→ **To be done**: Copy all lines that contain the word "styles".

→ **Stored rows**:
────────────────────

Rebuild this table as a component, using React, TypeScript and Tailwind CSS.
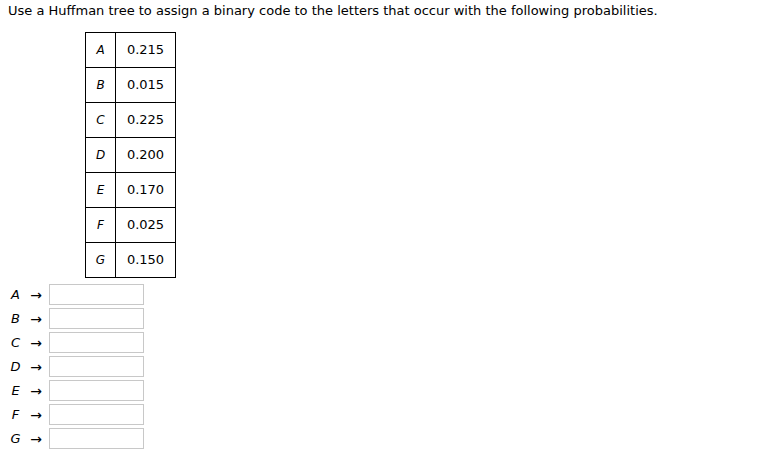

────────────────────

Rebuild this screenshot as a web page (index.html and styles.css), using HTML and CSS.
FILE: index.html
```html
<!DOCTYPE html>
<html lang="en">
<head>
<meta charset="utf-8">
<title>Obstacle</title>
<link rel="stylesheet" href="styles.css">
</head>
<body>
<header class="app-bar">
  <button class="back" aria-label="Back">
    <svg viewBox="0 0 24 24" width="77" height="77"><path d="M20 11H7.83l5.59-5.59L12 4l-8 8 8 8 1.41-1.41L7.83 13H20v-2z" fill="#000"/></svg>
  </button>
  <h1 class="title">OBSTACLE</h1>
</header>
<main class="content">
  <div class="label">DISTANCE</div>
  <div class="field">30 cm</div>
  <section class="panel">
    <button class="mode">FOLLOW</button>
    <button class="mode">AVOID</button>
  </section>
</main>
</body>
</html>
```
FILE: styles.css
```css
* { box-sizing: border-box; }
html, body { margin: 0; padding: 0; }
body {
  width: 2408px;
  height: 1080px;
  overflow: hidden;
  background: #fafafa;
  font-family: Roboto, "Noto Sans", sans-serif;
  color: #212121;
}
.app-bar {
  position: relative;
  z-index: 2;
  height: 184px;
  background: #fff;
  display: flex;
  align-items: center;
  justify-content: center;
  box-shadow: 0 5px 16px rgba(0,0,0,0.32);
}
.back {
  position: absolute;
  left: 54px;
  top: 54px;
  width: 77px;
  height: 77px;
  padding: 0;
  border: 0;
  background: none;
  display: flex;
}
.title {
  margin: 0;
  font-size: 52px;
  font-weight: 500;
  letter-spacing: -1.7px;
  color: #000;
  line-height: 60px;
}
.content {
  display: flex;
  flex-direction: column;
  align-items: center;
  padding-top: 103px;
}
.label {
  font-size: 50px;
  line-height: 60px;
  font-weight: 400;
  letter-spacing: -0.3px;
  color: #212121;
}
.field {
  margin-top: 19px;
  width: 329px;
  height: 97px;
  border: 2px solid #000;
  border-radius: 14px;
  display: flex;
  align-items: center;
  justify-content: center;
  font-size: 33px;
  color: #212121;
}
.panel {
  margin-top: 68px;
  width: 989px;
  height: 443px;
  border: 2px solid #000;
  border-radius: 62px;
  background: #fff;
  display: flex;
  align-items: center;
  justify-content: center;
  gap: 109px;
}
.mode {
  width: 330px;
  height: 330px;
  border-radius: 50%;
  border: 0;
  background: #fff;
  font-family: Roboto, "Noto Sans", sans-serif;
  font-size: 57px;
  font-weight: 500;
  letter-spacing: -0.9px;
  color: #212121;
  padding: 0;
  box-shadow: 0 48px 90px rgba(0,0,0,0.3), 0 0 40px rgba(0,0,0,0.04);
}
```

────────────────────

→ **Task response**:
Rebuild this screenshot as a web page (index.html and styles.css), using HTML and CSS.
<link rel="stylesheet" href="styles.css">
FILE: styles.css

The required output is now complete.